_TASK INSTRUCTIONS:_ Copy all lines that contain the word "with".

— Start EXTRACTED MATERIAL —

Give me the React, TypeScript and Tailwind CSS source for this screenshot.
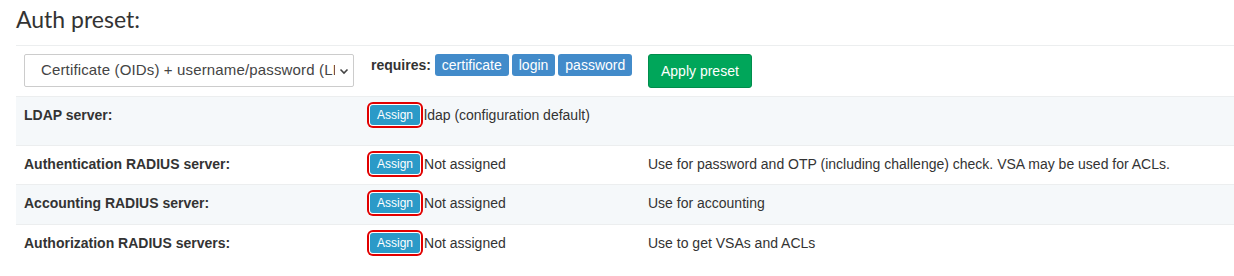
import React from 'react';

type Row = {
    label: string;
    value: string;
    note: string;
    height: string;
    striped: boolean;
};

const rows: Row[] = [
    { label: 'LDAP server:', value: 'ldap (configuration default)', note: '', height: 'h-[49px]', striped: true },
    {
        label: 'Authentication RADIUS server:',
        value: 'Not assigned',
        note: 'Use for password and OTP (including challenge) check. VSA may be used for ACLs.',
        height: 'h-[39px]',
        striped: false,
    },
    { label: 'Accounting RADIUS server:', value: 'Not assigned', note: 'Use for accounting', height: 'h-[40px]', striped: true },
    { label: 'Authorization RADIUS servers:', value: 'Not assigned', note: 'Use to get VSAs and ACLs', height: 'h-[40px]', striped: false },
];

const tags = ['certificate', 'login', 'password'];

export default function App() {
    return (
        <div className="pl-4 bg-white text-[#333] font-['Liberation_Sans',Arial,sans-serif] text-[14px] leading-[20px]">
            {/* Title */}
            <h2 className="pt-[6px] mb-[12px] text-[23px] leading-[27px] font-['Lato','Open_Sans',sans-serif] text-[#333]">
                Auth preset:
            </h2>

            {/* Preset row */}
            <div className="grid grid-cols-[346px_278px_1fr] h-[51px] border-t border-[#eceeef]">
                <div className="pl-2 pt-2">
                    <div className="relative w-[330px] h-[33px] border border-[#ccc] rounded-[2px] bg-white">
                        <div className="absolute left-4 right-[18px] top-[5px] overflow-hidden whitespace-nowrap text-[15px] tracking-[0.15px] text-[#444]">
                            Certificate (OIDs) + username/password (LDAP)
                        </div>
                        <svg className="absolute right-[4px] top-[13px]" width="10" height="7" viewBox="0 0 10 7">
                            <polyline points="1.5,1.5 5,5 8.5,1.5" fill="none" stroke="#444" strokeWidth="1.6" />
                        </svg>
                    </div>
                </div>
                <div className="pl-[9px] pt-2 whitespace-nowrap">
                    <b className="font-bold">requires:</b>{' '}
                    {tags.map((t) => (
                        <span key={t} className="inline-block mr-[3px] px-[7px] py-[1px] rounded-[3px] bg-[#428bca] text-white">
                            {t}
                        </span>
                    ))}
                </div>
                <div className="pl-2 pt-2">
                    <button className="h-[34px] px-3 border border-[#008d4c] rounded-[3px] bg-[#00a65a] text-white">
                        Apply preset
                    </button>
                </div>
            </div>

            {/* Server rows */}
            {rows.map((r) => (
                <div
                    key={r.label}
                    className={`grid grid-cols-[346px_278px_1fr] ${r.height} border-t border-[#eceeef] ${r.striped ? 'bg-[#f5f8fa]' : 'bg-white'}`}
                >
                    <div className="pl-2 pt-2 font-bold">{r.label}</div>
                    <div className="pl-2 pt-2 whitespace-nowrap">
                        <button className="inline-block align-top px-[7px] h-[20px] text-[12px] leading-[20px] rounded-[3px] bg-[#2b9ac8] text-white shadow-[0_0_0_1px_#fff,0_0_0_3px_#e10000]">
                            Assign
                        </button>
                        <span className="ml-[4px]">{r.value}</span>
                    </div>
                    <div className="pl-2 pt-2 whitespace-nowrap">{r.note}</div>
                </div>
            ))}
        </div>
    );
}
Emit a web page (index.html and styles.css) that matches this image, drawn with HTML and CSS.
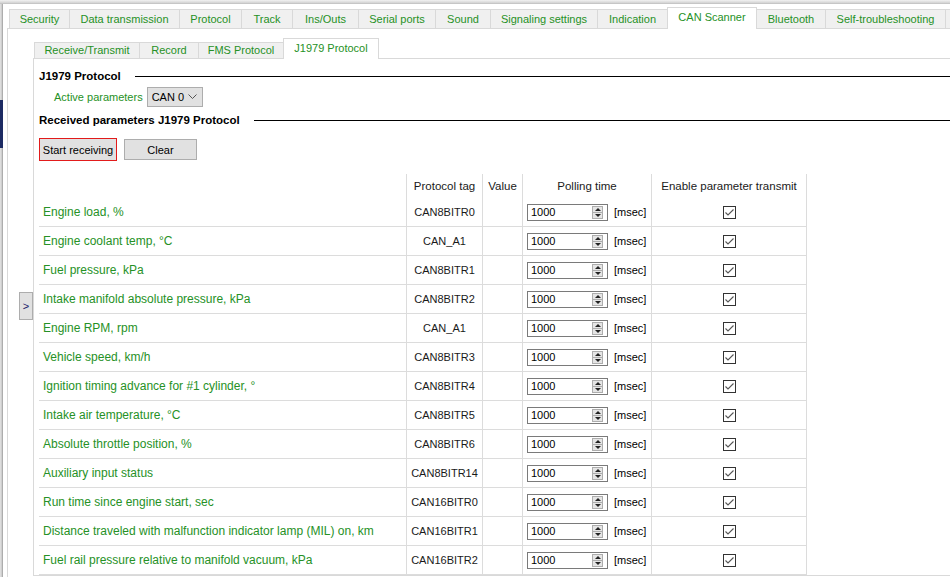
FILE: index.html
```html
<!DOCTYPE html>
<html lang="en">

<head>
    <meta charset="UTF-8">
    <meta name="viewport" content="width=device-width, initial-scale=1.0">
    <title>CAN Scanner - J1979 Protocol</title>
    <link rel="stylesheet" href="styles.css">
</head>

<body>
    <div class="topband"></div>
    <div class="screen">
        <div class="edge"><div class="edge-mark"></div></div>
        <div class="app">
            <ul class="tabs main-tabs">
                <li>Security</li>
                <li>Data transmission</li>
                <li>Protocol</li>
                <li>Track</li>
                <li>Ins/Outs</li>
                <li>Serial ports</li>
                <li>Sound</li>
                <li>Signaling settings</li>
                <li>Indication</li>
                <li class="active">CAN Scanner</li>
                <li>Bluetooth</li>
                <li>Self-troubleshooting</li>
                <li></li>
            </ul>
            <div class="pane outer">
                <div class="gutter">
                    <button class="expand">&gt;</button>
                </div>
                <div class="inner">
                    <ul class="tabs sub-tabs">
                        <li>Receive/Transmit</li>
                        <li>Record</li>
                        <li>FMS Protocol</li>
                        <li class="active">J1979 Protocol</li>
                    </ul>
                    <div class="pane sub">
                        <div class="group-title">J1979 Protocol</div>
                        <div class="field-row">
                            <span class="label">Active parameters</span>
                            <div class="select">
                                <span>CAN 0</span>
                                <svg width="9" height="6" viewBox="0 0 9 6"><polyline points="0.5,0.5 4.5,4.5 8.5,0.5" fill="none" stroke="#555" stroke-width="1"/></svg>
                            </div>
                        </div>
                        <div class="group-title">Received parameters J1979 Protocol</div>
                        <div class="buttons">
                            <button class="btn focused">Start receiving</button>
                            <button class="btn">Clear</button>
                        </div>

                        <table class="params">
                            <thead>
                                <tr>
                                    <th class="c-name"></th>
                                    <th class="c-tag">Protocol tag</th>
                                    <th class="c-value">Value</th>
                                    <th class="c-poll">Polling time</th>
                                    <th class="c-enable">Enable parameter transmit</th>
                                </tr>
                            </thead>
                            <tbody id="rows"></tbody>
                        </table>
                    </div>
                </div>
            </div>
        </div>
    </div>
    <script>
        var params = [
            ['Engine load, %', 'CAN8BITR0'],
            ['Engine coolant temp, °C', 'CAN_A1'],
            ['Fuel pressure, kPa', 'CAN8BITR1'],
            ['Intake manifold absolute pressure, kPa', 'CAN8BITR2'],
            ['Engine RPM, rpm', 'CAN_A1'],
            ['Vehicle speed, km/h', 'CAN8BITR3'],
            ['Ignition timing advance for #1 cylinder, °', 'CAN8BITR4'],
            ['Intake air temperature, °C', 'CAN8BITR5'],
            ['Absolute throttle position, %', 'CAN8BITR6'],
            ['Auxiliary input status', 'CAN8BITR14'],
            ['Run time since engine start, sec', 'CAN16BITR0'],
            ['Distance traveled with malfunction indicator lamp (MIL) on, km', 'CAN16BITR1'],
            ['Fuel rail pressure relative to manifold vacuum, kPa', 'CAN16BITR2']
        ];

        var oRows = document.getElementById('rows');
        var html = '';

        params.forEach(function (p) {
            html += '<tr>' +
                '<td class="c-name">' + p[0] + '</td>' +
                '<td class="c-tag">' + p[1] + '</td>' +
                '<td class="c-value"></td>' +
                '<td class="c-poll"><div class="poll">' +
                    '<div class="spin"><span class="spin-val">1000</span>' +
                    '<span class="spin-btns"><i class="up"></i><i class="down"></i></span></div>' +
                    '<span class="unit">[msec]</span></div></td>' +
                '<td class="c-enable"><svg class="check" width="13" height="13" viewBox="0 0 13 13">' +
                    '<rect x="0.5" y="0.5" width="12" height="12" fill="#fff" stroke="#333"/>' +
                    '<polyline points="2.5,6.5 5,9 10.5,3.5" fill="none" stroke="#555" stroke-width="1.1"/></svg></td>' +
                '</tr>';
        });

        oRows.innerHTML = html;
    </script>
</body>

</html>
```

FILE: styles.css
```css
* {
    margin: 0;
    padding: 0;
    box-sizing: border-box;
}

body {
    width: 950px;
    height: 577px;
    overflow: hidden;
    background: #fff;
    font-family: "Liberation Sans", Arial, sans-serif;
    font-size: 11.5px;
    color: #1a1a1a;
}

.topband {
    height: 4px;
    background: linear-gradient(#f2f2f2, #d4d4d4 70%, #bcbcbc);
}

.screen {
    display: flex;
    height: 573px;
}

/* splitter strip on the far left */
.edge {
    flex: 0 0 3px;
    background: linear-gradient(to right, #e4e4e4, #cfcfcf 50%, #9c9c9c);
    padding-top: 96px;
}

.edge-mark {
    height: 48px;
    background: #1d2b63;
}

.app {
    flex: 0 0 1000px;
    margin-left: 4px;
    display: flex;
    flex-direction: column;
}

/* tabs */
.tabs {
    list-style: none;
    display: flex;
    align-items: flex-end;
    white-space: nowrap;
    font-size: 11px;
}

.tabs li {
    border: 1px solid #d9d9d9;
    border-bottom: none;
    background: #f0f0f0;
    color: #269126;
    margin-left: -1px;
    text-align: center;
    overflow: hidden;
}

.tabs li.active {
    position: relative;
    background: #fff;
    margin-bottom: -1px;
}

.main-tabs {
    margin-top: 3px;
    padding-left: 3px;
}

.main-tabs li {
    height: 19px;
    line-height: 18px;
}

.main-tabs li.active {
    height: 22px;
    line-height: 19px;
}

/* tab widths as in the original dialog */
.main-tabs li:nth-child(1) { width: 61px; }
.main-tabs li:nth-child(2) { width: 111px; }
.main-tabs li:nth-child(3) { width: 63px; }
.main-tabs li:nth-child(4) { width: 52px; }
.main-tabs li:nth-child(5) { width: 67px; }
.main-tabs li:nth-child(6) { width: 78px; }
.main-tabs li:nth-child(7) { width: 56px; }
.main-tabs li:nth-child(8) { width: 108px; }
.main-tabs li:nth-child(9) { width: 71px; }
.main-tabs li:nth-child(10) { width: 90px; }
.main-tabs li:nth-child(11) { width: 70px; }
.main-tabs li:nth-child(12) { width: 121px; }
.main-tabs li:nth-child(13) { width: 40px; }

.sub-tabs {
    margin-top: 9px;
    padding-left: 2px;
}

.sub-tabs li {
    height: 16px;
    line-height: 15px;
}

.sub-tabs li.active {
    height: 21px;
    line-height: 19px;
}

.sub-tabs li:nth-child(1) { width: 106px; }
.sub-tabs li:nth-child(2) { width: 60px; }
.sub-tabs li:nth-child(3) { width: 86px; }
.sub-tabs li:nth-child(4) { width: 96px; }

/* panes */
.pane {
    border: 1px solid #d9d9d9;
    background: #fff;
}

.outer {
    flex: 1;
    display: flex;
    padding-bottom: 1px;
}

.gutter {
    flex: 0 0 25px;
    padding: 263px 0 0 11px;
}

.expand {
    display: block;
    width: 14px;
    height: 28px;
    background: #e1e1e1;
    border: 1px solid #adadad;
    font-family: "Liberation Sans", Arial, sans-serif;
    font-size: 11px;
    color: #1a1a6a;
}

.inner {
    flex: 1;
    display: flex;
    flex-direction: column;
}

.sub {
    flex: 1;
    padding: 9px 0 0 5px;
}

.group-title {
    display: flex;
    align-items: center;
    gap: 14px;
    height: 16px;
    font-weight: bold;
    color: #000;
}

.group-title::after {
    content: "";
    flex: 1;
    border-top: 1px solid #000;
}

.field-row {
    display: flex;
    align-items: center;
    gap: 4px;
    margin: 3px 0 5px 15px;
    font-size: 11px;
}

.label {
    color: #269126;
}

.select {
    display: flex;
    align-items: center;
    justify-content: space-between;
    width: 56px;
    height: 20px;
    padding: 0 5px 0 4px;
    background: #e1e1e1;
    border: 1px solid #adadad;
    color: #000;
}

.buttons {
    display: flex;
    align-items: center;
    gap: 6px;
    margin-top: 10px;
}

.btn {
    height: 21px;
    background: #e1e1e1;
    border: 1px solid #adadad;
    font-family: inherit;
    font-size: 11px;
    color: #000;
}

.btn.focused {
    width: 78px;
    height: 23px;
    border-color: #e21b1b;
}

.btn:not(.focused) {
    width: 73px;
    margin-left: 1px;
}

/* parameters table */
.params {
    margin-top: 13px;
    border-collapse: separate;
    border-spacing: 0;
    font-size: 11px;
}

.params th,
.params td {
    border-right: 1px solid #dcdcdc;
    padding: 0;
    vertical-align: middle;
}

.params th {
    font-weight: normal;
    font-size: 11.5px;
    color: #1a1a1a;
    text-align: center;
}

.params thead tr {
    height: 24px;
}

.params tbody tr {
    height: 29px;
}

.params td {
    border-bottom: 1px solid #dcdcdc;
}

.c-name {
    width: 368px;
    text-align: left;
}

td.c-name {
    padding-left: 4px;
    font-size: 12px;
    color: #269126;
}

.c-tag {
    width: 76px;
    text-align: center;
}

.c-value {
    width: 40px;
}

.c-poll {
    width: 129px;
}

.c-enable {
    width: 155px;
    text-align: center;
}

.poll {
    display: flex;
    align-items: center;
    gap: 6px;
    padding-left: 4px;
}

.spin {
    display: flex;
    align-items: center;
    justify-content: space-between;
    width: 81px;
    height: 17px;
    padding: 0 4px 0 3px;
    border: 1px solid #7a7a7a;
    color: #000;
}

.spin-btns {
    display: flex;
    flex-direction: column;
    width: 11px;
    height: 13px;
    border: 1px solid #adadad;
    background: #e5e5e5;
}

.spin-btns i {
    flex: 1;
    display: flex;
    align-items: center;
    justify-content: center;
}

.spin-btns i + i {
    border-top: 1px solid #adadad;
}

.spin-btns i::before {
    content: "";
    border-left: 3px solid transparent;
    border-right: 3px solid transparent;
}

.spin-btns .up::before {
    border-bottom: 3px solid #222;
}

.spin-btns .down::before {
    border-top: 3px solid #222;
}

.unit {
    color: #000;
}

.check {
    display: block;
    margin: 0 auto;
}
```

— End EXTRACTED MATERIAL —

_FULL OUTPUT:_
Emit a web page (index.html and styles.css) that matches this image, drawn with HTML and CSS.
            ['Distance traveled with malfunction indicator lamp (MIL) on, km', 'CAN16BITR1'],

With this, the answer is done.